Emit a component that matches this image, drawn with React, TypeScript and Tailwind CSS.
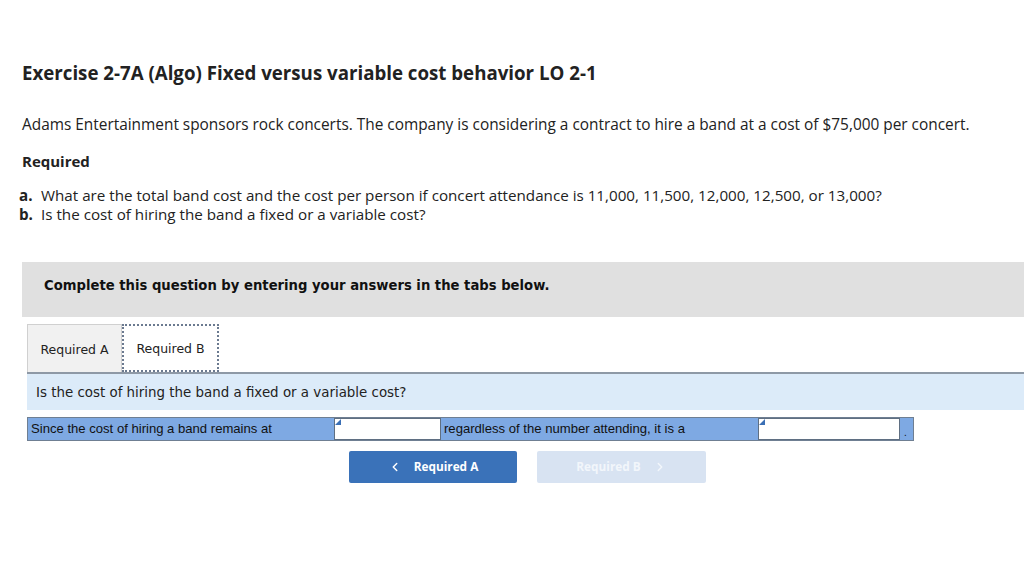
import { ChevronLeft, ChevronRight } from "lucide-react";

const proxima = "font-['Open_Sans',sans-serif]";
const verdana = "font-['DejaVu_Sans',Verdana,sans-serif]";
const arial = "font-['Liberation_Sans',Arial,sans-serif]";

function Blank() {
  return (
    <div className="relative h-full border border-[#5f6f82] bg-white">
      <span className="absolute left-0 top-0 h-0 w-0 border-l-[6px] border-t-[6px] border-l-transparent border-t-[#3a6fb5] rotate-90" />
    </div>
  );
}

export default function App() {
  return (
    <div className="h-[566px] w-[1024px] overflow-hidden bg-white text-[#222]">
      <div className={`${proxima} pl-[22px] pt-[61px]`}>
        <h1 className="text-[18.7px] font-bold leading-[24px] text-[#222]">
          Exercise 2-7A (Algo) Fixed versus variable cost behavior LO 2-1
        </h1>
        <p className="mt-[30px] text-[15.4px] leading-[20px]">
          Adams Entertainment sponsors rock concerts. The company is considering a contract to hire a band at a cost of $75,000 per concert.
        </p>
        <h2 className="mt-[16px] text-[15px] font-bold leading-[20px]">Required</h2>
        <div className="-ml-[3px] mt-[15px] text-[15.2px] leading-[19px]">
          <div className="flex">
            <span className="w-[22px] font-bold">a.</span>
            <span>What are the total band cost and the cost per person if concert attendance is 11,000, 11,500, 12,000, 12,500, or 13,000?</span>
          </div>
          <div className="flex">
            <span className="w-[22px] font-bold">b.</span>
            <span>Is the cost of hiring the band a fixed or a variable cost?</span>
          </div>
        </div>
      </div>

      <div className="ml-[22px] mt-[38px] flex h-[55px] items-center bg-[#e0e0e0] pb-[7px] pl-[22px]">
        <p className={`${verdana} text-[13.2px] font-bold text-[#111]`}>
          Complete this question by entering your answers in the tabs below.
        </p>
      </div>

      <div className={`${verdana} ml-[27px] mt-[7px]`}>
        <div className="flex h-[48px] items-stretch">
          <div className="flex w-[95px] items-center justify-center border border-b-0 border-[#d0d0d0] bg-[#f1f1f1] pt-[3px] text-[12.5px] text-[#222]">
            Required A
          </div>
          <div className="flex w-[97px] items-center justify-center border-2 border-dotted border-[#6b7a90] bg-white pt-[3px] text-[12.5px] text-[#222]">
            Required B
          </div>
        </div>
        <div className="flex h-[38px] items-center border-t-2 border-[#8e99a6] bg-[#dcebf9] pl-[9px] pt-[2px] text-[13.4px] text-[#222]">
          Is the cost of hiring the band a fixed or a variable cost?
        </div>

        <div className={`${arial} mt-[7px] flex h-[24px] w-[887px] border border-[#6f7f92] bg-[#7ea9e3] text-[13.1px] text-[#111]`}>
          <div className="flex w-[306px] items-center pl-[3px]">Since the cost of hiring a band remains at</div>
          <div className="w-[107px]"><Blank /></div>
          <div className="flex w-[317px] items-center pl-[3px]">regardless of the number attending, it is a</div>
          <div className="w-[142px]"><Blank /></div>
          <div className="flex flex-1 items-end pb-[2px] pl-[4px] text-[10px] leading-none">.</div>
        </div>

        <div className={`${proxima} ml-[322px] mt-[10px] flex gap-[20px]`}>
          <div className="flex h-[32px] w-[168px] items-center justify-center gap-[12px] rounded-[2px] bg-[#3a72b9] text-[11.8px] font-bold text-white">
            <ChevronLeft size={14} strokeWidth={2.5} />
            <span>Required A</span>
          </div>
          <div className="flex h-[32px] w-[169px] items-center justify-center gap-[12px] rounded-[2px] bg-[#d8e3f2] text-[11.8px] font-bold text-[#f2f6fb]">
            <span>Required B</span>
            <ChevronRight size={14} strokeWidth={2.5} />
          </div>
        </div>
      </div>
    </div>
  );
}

### Problem to solve
Take the listing above and print it exactly, apart from the pictures.

### Reply to the task
Emit a component that matches this image, drawn with React, TypeScript and Tailwind CSS.
import { ChevronLeft, ChevronRight } from "lucide-react";

const proxima = "font-['Open_Sans',sans-serif]";
const verdana = "font-['DejaVu_Sans',Verdana,sans-serif]";
const arial = "font-['Liberation_Sans',Arial,sans-serif]";

function Blank() {
  return (
    <div className="relative h-full border border-[#5f6f82] bg-white">
      <span className="absolute left-0 top-0 h-0 w-0 border-l-[6px] border-t-[6px] border-l-transparent border-t-[#3a6fb5] rotate-90" />
    </div>
  );
}

export default function App() {
  return (
    <div className="h-[566px] w-[1024px] overflow-hidden bg-white text-[#222]">
      <div className={`${proxima} pl-[22px] pt-[61px]`}>
        <h1 className="text-[18.7px] font-bold leading-[24px] text-[#222]">
          Exercise 2-7A (Algo) Fixed versus variable cost behavior LO 2-1
        </h1>
        <p className="mt-[30px] text-[15.4px] leading-[20px]">
          Adams Entertainment sponsors rock concerts. The company is considering a contract to hire a band at a cost of $75,000 per concert.
        </p>
        <h2 className="mt-[16px] text-[15px] font-bold leading-[20px]">Required</h2>
        <div className="-ml-[3px] mt-[15px] text-[15.2px] leading-[19px]">
          <div className="flex">
            <span className="w-[22px] font-bold">a.</span>
            <span>What are the total band cost and the cost per person if concert attendance is 11,000, 11,500, 12,000, 12,500, or 13,000?</span>
          </div>
          <div className="flex">
            <span className="w-[22px] font-bold">b.</span>
            <span>Is the cost of hiring the band a fixed or a variable cost?</span>
          </div>
        </div>
      </div>

      <div className="ml-[22px] mt-[38px] flex h-[55px] items-center bg-[#e0e0e0] pb-[7px] pl-[22px]">
        <p className={`${verdana} text-[13.2px] font-bold text-[#111]`}>
          Complete this question by entering your answers in the tabs below.
        </p>
      </div>

      <div className={`${verdana} ml-[27px] mt-[7px]`}>
        <div className="flex h-[48px] items-stretch">
          <div className="flex w-[95px] items-center justify-center border border-b-0 border-[#d0d0d0] bg-[#f1f1f1] pt-[3px] text-[12.5px] text-[#222]">
            Required A
          </div>
          <div className="flex w-[97px] items-center justify-center border-2 border-dotted border-[#6b7a90] bg-white pt-[3px] text-[12.5px] text-[#222]">
            Required B
          </div>
        </div>
        <div className="flex h-[38px] items-center border-t-2 border-[#8e99a6] bg-[#dcebf9] pl-[9px] pt-[2px] text-[13.4px] text-[#222]">
          Is the cost of hiring the band a fixed or a variable cost?
        </div>

        <div className={`${arial} mt-[7px] flex h-[24px] w-[887px] border border-[#6f7f92] bg-[#7ea9e3] text-[13.1px] text-[#111]`}>
          <div className="flex w-[306px] items-center pl-[3px]">Since the cost of hiring a band remains at</div>
          <div className="w-[107px]"><Blank /></div>
          <div className="flex w-[317px] items-center pl-[3px]">regardless of the number attending, it is a</div>
          <div className="w-[142px]"><Blank /></div>
          <div className="flex flex-1 items-end pb-[2px] pl-[4px] text-[10px] leading-none">.</div>
        </div>

        <div className={`${proxima} ml-[322px] mt-[10px] flex gap-[20px]`}>
          <div className="flex h-[32px] w-[168px] items-center justify-center gap-[12px] rounded-[2px] bg-[#3a72b9] text-[11.8px] font-bold text-white">
            <ChevronLeft size={14} strokeWidth={2.5} />
            <span>Required A</span>
          </div>
          <div className="flex h-[32px] w-[169px] items-center justify-center gap-[12px] rounded-[2px] bg-[#d8e3f2] text-[11.8px] font-bold text-[#f2f6fb]">
            <span>Required B</span>
            <ChevronRight size={14} strokeWidth={2.5} />
          </div>
        </div>
      </div>
    </div>
  );
}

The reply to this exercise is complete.